Nitisara () or the Nitisara of Kamandaki, is an ancient Indian treatise on politics and statecraft. It was authored by Kamandaka, also known as Kamandaki or Kamandakiya, who was a disciple of Chanakya. It is traditionally dated to the 4th-3rd century BCE, though modern scholarship variously dates it to between the 3rd and 7th centuries CE between Gupta and Harsha period and its in fact a recension based on Sukra Nitisara of 4th century BCE. It contains 19 sections. The work has been dedicated to Chandragupta of Pataliputra. Scholars presume that the work was modelled after the Hitopadesha.

Date 
The Kāmandakīya Nītisāra is considered to be a post-Mauryan treatise for it refers to the Mauryan emperor Chandragupta by name. On the other hand, the reference in the Mahābhārata to Kāmanda ( = Kāmandaka) (Shantiparvan, 123, 11) should place the text before completion of the growth of the Great Epic. The historian K.P Jayaswal attributes the text to the Gupta Age (3rd–6th century CE) 

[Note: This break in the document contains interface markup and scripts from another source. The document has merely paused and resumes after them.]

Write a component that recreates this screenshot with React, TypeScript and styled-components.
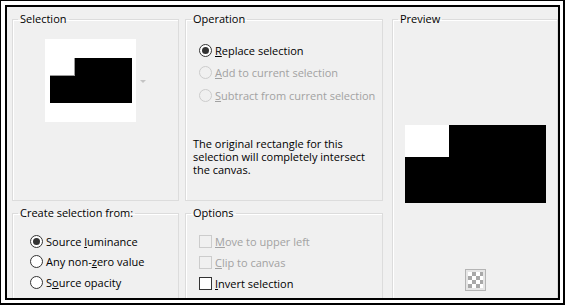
import React from "react";
import styled, { createGlobalStyle } from "styled-components";

const GlobalStyle = createGlobalStyle`
  body {
    margin: 0;
    background: #fff;
    font-family: "Open Sans", "Noto Sans", sans-serif;
    font-size: 11px;
    color: #000;
  }
`;

const Frame = styled.div`
  width: 565px;
  height: 305px;
  box-sizing: border-box;
  border: solid #000;
  border-width: 1px 2px 2px 1px;
  padding: 4px 3px 3px 4px;
  background: #fff;
`;

const Panel = styled.div`
  height: 100%;
  box-sizing: border-box;
  border: 2px solid #000;
  background: #f0f0f0;
  display: flex;
  padding: 5px 0 0 5px;
  overflow: hidden;
`;

const Column = styled.div<{ $width: number; $gap: number }>`
  width: ${(p) => p.$width}px;
  margin-right: ${(p) => p.$gap}px;
  display: flex;
  flex-direction: column;
  gap: 5px;
  flex-shrink: 0;
`;

const Group = styled.fieldset<{ $height: number }>`
  margin: 0;
  padding: 0;
  min-width: 0;
  flex-shrink: 0;
  height: ${(p) => p.$height}px;
  box-sizing: border-box;
  border: 1px solid #dcdcdc;
  box-shadow: inset 1px 1px 0 #fff;
`;

const Legend = styled.legend`
  margin-left: 5px;
  padding: 0 2px;
  line-height: 14px;
  font-size: 11px;
`;

const Body = styled.div<{ $top: number; $left: number }>`
  padding: ${(p) => p.$top}px 0 0 ${(p) => p.$left}px;
`;

const ThumbRow = styled.div`
  display: flex;
  align-items: center;
  gap: 4px;
`;

const Thumb = styled.div`
  width: 91px;
  height: 83px;
  background: #fff;
`;

const DropArrow = styled.span`
  width: 0;
  height: 0;
  border-left: 3px solid transparent;
  border-right: 3px solid transparent;
  border-top: 3px solid #c4c4c4;
  margin-top: 2px;
`;

const OptionList = styled.div<{ $indent: number }>`
  margin-left: ${(p) => p.$indent}px;
  display: flex;
  flex-direction: column;
`;

const OptionRow = styled.label<{ $height: number; $disabled?: boolean }>`
  height: ${(p) => p.$height}px;
  display: flex;
  align-items: center;
  gap: 3px;
  white-space: nowrap;
  color: ${(p) => (p.$disabled ? "#a2a2a2" : "#000")};
`;

const RadioMark = styled.span<{ $checked?: boolean; $disabled?: boolean }>`
  width: 13px;
  height: 13px;
  box-sizing: border-box;
  border-radius: 50%;
  border: 1px solid ${(p) => (p.$disabled ? "#cccccc" : "#333")};
  background: ${(p) => (p.$disabled ? "#f0f0f0" : "#fff")};
  display: flex;
  align-items: center;
  justify-content: center;
  flex-shrink: 0;

  &::after {
    content: "";
    width: 7px;
    height: 7px;
    border-radius: 50%;
    background: #333;
    display: ${(p) => (p.$checked ? "block" : "none")};
  }
`;

const CheckMark = styled.span<{ $disabled?: boolean }>`
  width: 13px;
  height: 13px;
  box-sizing: border-box;
  border: 1px solid ${(p) => (p.$disabled ? "#cccccc" : "#333")};
  background: ${(p) => (p.$disabled ? "#f0f0f0" : "#fff")};
  flex-shrink: 0;
`;

const Note = styled.p`
  margin: 30px 0 0;
  line-height: 13px;
  width: 180px;
`;

const PreviewBody = styled.div`
  display: flex;
  flex-direction: column;
  align-items: center;
  padding-top: 99px;
`;

const PreviewImage = styled.div`
  width: 141px;
  height: 78px;
  background: #000;
`;

const PreviewHole = styled.div`
  width: 44px;
  height: 32px;
  background: #fff;
`;

const CheckerButton = styled.div`
  margin-top: 66px;
  width: 21px;
  height: 22px;
  box-sizing: border-box;
  border: 1px solid #b4b4b4;
  background: #e6e6e6;
  padding: 2px;
`;

const Checker = styled.div`
  width: 15px;
  height: 16px;
  background-color: #fff;
  background-image: conic-gradient(
    #a8a8a8 0 25%,
    #fff 0 50%,
    #a8a8a8 0 75%,
    #fff 0
  );
  background-size: 8px 8px;
`;

export default function App() {
  return (
    <>
      <GlobalStyle />
      <Frame>
        <Panel>
          <Column $width={167} $gap={6}>
            <Group $height={189}>
              <Legend>Selection</Legend>
              <Body $top={13} $left={32}>
                <ThumbRow>
                  <Thumb>
                    <svg width="91" height="83" viewBox="0 0 91 83">
                      <rect x="5" y="37" width="82" height="27" fill="#000" />
                      <rect x="30" y="19" width="57" height="18" fill="#000" />
                      <line x1="5" y1="36.5" x2="30" y2="36.5" stroke="#9a9a9a" />
                      <line x1="29.5" y1="19" x2="29.5" y2="37" stroke="#9a9a9a" />
                    </svg>
                  </Thumb>
                  <DropArrow />
                </ThumbRow>
              </Body>
            </Group>
            <Group $height={100}>
              <Legend>Create selection from:</Legend>
              <Body $top={11} $left={17}>
                <OptionList $indent={0}>
                  <OptionRow $height={20.5}>
                    <RadioMark $checked />
                    <span>
                      Source <u>l</u>uminance
                    </span>
                  </OptionRow>
                  <OptionRow $height={20.5}>
                    <RadioMark />
                    <span>
                      Any non-<u>z</u>ero value
                    </span>
                  </OptionRow>
                  <OptionRow $height={20.5}>
                    <RadioMark />
                    <span>
                      S<u>o</u>urce opacity
                    </span>
                  </OptionRow>
                </OptionList>
              </Body>
            </Group>
          </Column>

          <Column $width={198} $gap={9}>
            <Group $height={189}>
              <Legend>Operation</Legend>
              <Body $top={13} $left={7}>
                <OptionList $indent={6}>
                  <OptionRow $height={22.5}>
                    <RadioMark $checked />
                    <span>
                      <u>R</u>eplace selection
                    </span>
                  </OptionRow>
                  <OptionRow $height={22.5} $disabled>
                    <RadioMark $disabled />
                    <span>
                      <u>A</u>dd to current selection
                    </span>
                  </OptionRow>
                  <OptionRow $height={22.5} $disabled>
                    <RadioMark $disabled />
                    <span>
                      <u>S</u>ubtract from current selection
                    </span>
                  </OptionRow>
                </OptionList>
                <Note>
                  The original rectangle for this selection will completely
                  intersect the canvas.
                </Note>
              </Body>
            </Group>
            <Group $height={100}>
              <Legend>Options</Legend>
              <Body $top={10.5} $left={13}>
                <OptionList $indent={0}>
                  <OptionRow $height={21} $disabled>
                    <CheckMark $disabled />
                    <span>
                      <u>M</u>ove to upper left
                    </span>
                  </OptionRow>
                  <OptionRow $height={21} $disabled>
                    <CheckMark $disabled />
                    <span>
                      <u>C</u>lip to canvas
                    </span>
                  </OptionRow>
                  <OptionRow $height={21}>
                    <CheckMark />
                    <span>
                      <u>I</u>nvert selection
                    </span>
                  </OptionRow>
                </OptionList>
              </Body>
            </Group>
          </Column>

          <Column $width={166} $gap={0}>
            <Group $height={300}>
              <Legend>Preview</Legend>
              <PreviewBody>
                <PreviewImage>
                  <PreviewHole />
                </PreviewImage>
                <CheckerButton>
                  <Checker />
                </CheckerButton>
              </PreviewBody>
            </Group>
          </Column>
        </Panel>
      </Frame>
    </>
  );
}
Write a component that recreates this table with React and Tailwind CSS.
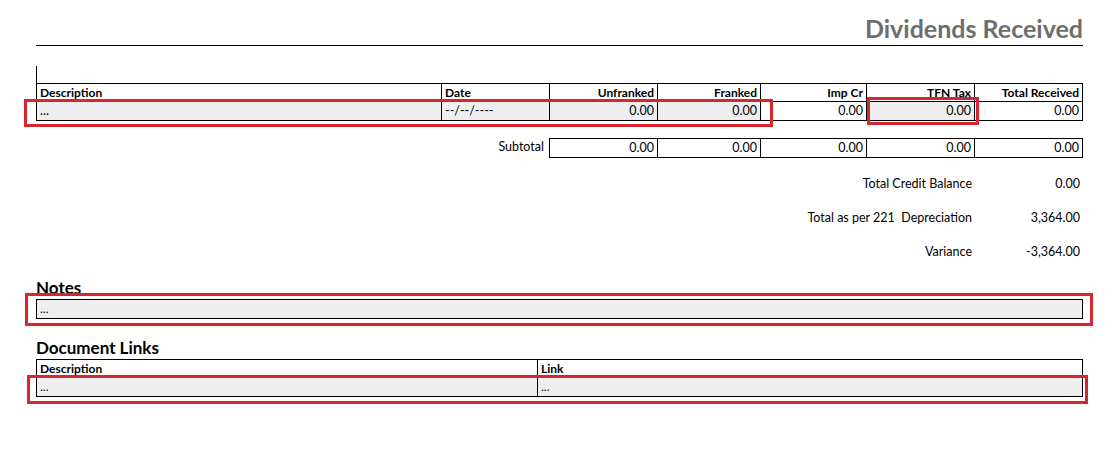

It is possible to fix a terminus ante quem of the 7th century CE for the text, since the 7th-century poet Bhavabhuti refers to a Kamandaka who is described as proficient in the art of diplomacy. The Nītīsāra is also cited at the end of the first chapter of the Dasakumāracarita of Daṇḍin who lived in the latter half of the 6th century CE. Therefore, the text may have been composed anytime between the 3rd century BCE and the 7th century CE.

Structure of the Book
Nitisara contains 20 sargas (chapters) and 36 prakarans. It is based on the Arthasastra of Kautilya and deals with various social elements such as theories of social order, structure of the state, obligations of the ruler, governmental organization, principles and policies of the government, interstate relationships, ethics of envoys and spies, application of different political expedients, varieties of battle arrays, attitude towards morality, and so forth.

Similarities with Arthasastra
Nitisara shares several common aspects with Arthasastra including mastering of control over the senses including practicing of ahimsa; maintaining balance among dharma, artha and kama; emphasizing the importance of knowledge and intelligence; the seven prakrits and twelve vijigisus in a circle of kings or mandala theory; six measures of foreign policy; the upayas in which there is no war mongering and use of force as the last resort; issues of disasters (vysanas) that may afflict the constituent elements (prakrits) and how to overcome them prior to the execution of a policy; duties of diplomats and intelligence gathering; and aspects of war and use of power by sticking to the priorities of mantra-shakti (counsel or diplomacy), prabhav-shakti (economic and military power), and utsah-shakti (leadership).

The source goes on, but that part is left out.